<<<<

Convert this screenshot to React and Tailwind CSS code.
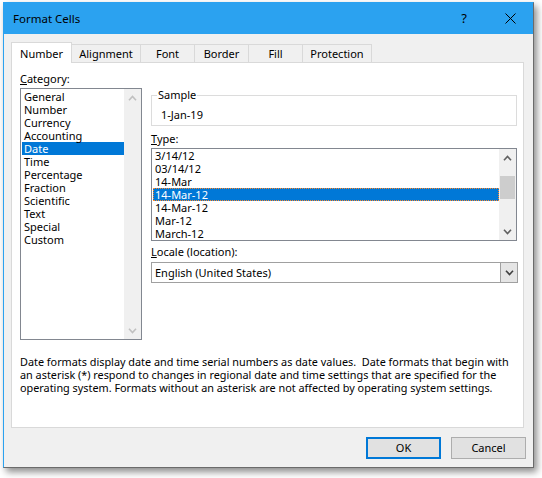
import React from 'react';

const categories = ['General', 'Number', 'Currency', 'Accounting', 'Date', 'Time', 'Percentage', 'Fraction', 'Scientific', 'Text', 'Special', 'Custom'];
const types = ['3/14/12', '03/14/12', '14-Mar', '14-Mar-12', '14-Mar-12', 'Mar-12', 'March-12'];
const tabs = [
  { label: 'Number', w: 'w-[61px]' },
  { label: 'Alignment', w: 'w-[69px]' },
  { label: 'Font', w: 'w-[54px]' },
  { label: 'Border', w: 'w-[54px]' },
  { label: 'Fill', w: 'w-[54px]' },
  { label: 'Protection', w: 'w-[69px]' },
];

const Chevron = ({ dir = 'down', className = '' }) => (
  <svg width="9" height="6" viewBox="0 0 9 6" className={className}>
    <path d={dir === 'up' ? 'M1 5.2L4.5 1.5L8 5.2' : 'M1 0.8L4.5 4.5L8 0.8'} fill="none" stroke="currentColor" strokeWidth="1.6" />
  </svg>
);

// --- SCROLLBAR (vertical, classic) ---
const ScrollBar = ({ disabled, thumb }) => (
  <div className="w-[17px] h-full bg-[#f0f0f0] flex flex-col">
    <div className={`h-[17px] flex items-center justify-center ${disabled ? 'text-[#c0c0c0]' : 'text-[#606060]'}`}>
      <Chevron dir="up" />
    </div>
    <div className="flex-1 px-[1px] pt-[10px]">
      {thumb && <div className="h-[23px] bg-[#cdcdcd]" />}
    </div>
    <div className={`h-[17px] flex items-center justify-center ${disabled ? 'text-[#c0c0c0]' : 'text-[#606060]'}`}>
      <Chevron dir="down" />
    </div>
  </div>
);

export default function App() {
  return (
    <div className="w-[542px] h-[478px] bg-white pt-[2px] pl-[3px] font-['Noto_Sans',sans-serif] text-[11px] text-black">
      <div className="w-[531px] h-[466px] border border-[#2ba2f0] border-r-[#6b6b6b] border-b-[#6b6b6b] bg-[#f0f0f0] shadow-[3px_4px_7px_rgba(0,0,0,0.45)] flex flex-col">
        {/* title bar */}
        <div className="h-[31px] bg-[#2ba2f0] flex items-center">
          <span className="pl-[9px] text-[11.5px] flex-1">Format Cells</span>
          <div className="w-[46px] h-full flex items-center justify-center text-[13px]">?</div>
          <div className="w-[46px] h-full flex items-center justify-center">
            <svg width="11" height="11" viewBox="0 0 11 11"><path d="M0.5 0.5L10.5 10.5M10.5 0.5L0.5 10.5" stroke="#000" strokeWidth="1" /></svg>
          </div>
        </div>

        <div className="flex-1 pt-[8px] pl-[7px]">
          {/* tabs */}
          <div className="flex items-end h-[21px] relative z-10">
            {tabs.map((t, i) =>
              i === 0 ? (
                <div key={t.label} className={`${t.w} h-[21px] bg-white border-l border-t border-r border-[#d9d9d9] text-center pt-[4px] leading-[14px]`}>{t.label}</div>
              ) : (
                <div key={t.label} className={`${t.w} h-[18px] mb-px border-t border-r border-[#d9d9d9] text-center pt-[2px] leading-[14px]`}>{t.label}</div>
              )
            )}
          </div>

          {/* panel */}
          <div className="w-[513px] h-[366px] -mt-px bg-white border border-[#d9d9d9]">
            <div className="flex">
              <div className="pl-[8px] pt-[9px]">
                <div className="leading-[14px]"><span className="underline">C</span>ategory:</div>
                <div className="mt-[2px] w-[122px] h-[252px] border border-[#828790] flex">
                  <div className="flex-1 pt-[1px] pl-[1px]">
                    {categories.map((c) => (
                      <div key={c} className={`h-[13px] leading-[13px] pl-[2px] ${c === 'Date' ? 'bg-[#0078d7] text-white' : ''}`}>{c}</div>
                    ))}
                  </div>
                  <ScrollBar disabled />
                </div>
              </div>

              <div className="ml-[9px] pt-[25px] w-[366px]">
                <fieldset className="border border-[#dcdcdc] pb-[3px] pl-[9px]">
                  <legend className="ml-[-4px] px-[1px] leading-[14px]">Sample</legend>
                  <div className="mt-[6px] leading-[14px]">1-Jan-19</div>
                </fieldset>

                <div className="mt-[6px] leading-[14px]"><span className="underline">T</span>ype:</div>
                <div className="mt-[2px] h-[93px] border border-[#828790] flex">
                  <div className="flex-1 pl-[1px]">
                    {types.map((t, i) => (
                      <div key={i} className={`h-[13px] leading-[13px] pl-[2px] ${i === 3 ? 'bg-[#0078d7] text-white outline-1 outline-dotted -outline-offset-1 outline-[#ff8728]' : ''}`}>{t}</div>
                    ))}
                  </div>
                  <ScrollBar thumb />
                </div>

                <div className="mt-[4px] leading-[14px]"><span className="underline">L</span>ocale (location):</div>
                <div className="mt-[3px] w-[367px] h-[21px] border border-[#a0a0a0] flex items-stretch">
                  <div className="flex-1 pl-[3px] leading-[19px]">English (United States)</div>
                  <div className="w-[17px] bg-[#e5e5e5] border-l border-[#a0a0a0] flex items-center justify-center text-[#404040]">
                    <Chevron dir="down" />
                  </div>
                </div>
              </div>
            </div>

            <p className="mt-[15px] pl-[8px] leading-[13px] text-[10.85px] whitespace-nowrap">
              Date formats display date and time serial numbers as date values.&nbsp; Date formats that begin with<br />
              an asterisk (*) respond to changes in regional date and time settings that are specified for the<br />
              operating system. Formats without an asterisk are not affected by operating system settings.
            </p>
          </div>

          {/* buttons */}
          <div className="mt-[9px] pr-[7px] flex justify-end gap-[10px]">
            <button className="w-[75px] h-[22px] bg-[#e1e1e1] border-2 border-[#0078d7] leading-[18px]">OK</button>
            <button className="w-[75px] h-[22px] bg-[#e1e1e1] border border-[#adadad] leading-[20px]">Cancel</button>
          </div>
        </div>
      </div>
    </div>
  );
}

>>>>

Brief = Go from the first line of the data above to the line containing "import React from 'react';" and retype exactly those lines, both included, but none of the pictures.

Written reply =
Convert this screenshot to React and Tailwind CSS code.
import React from 'react';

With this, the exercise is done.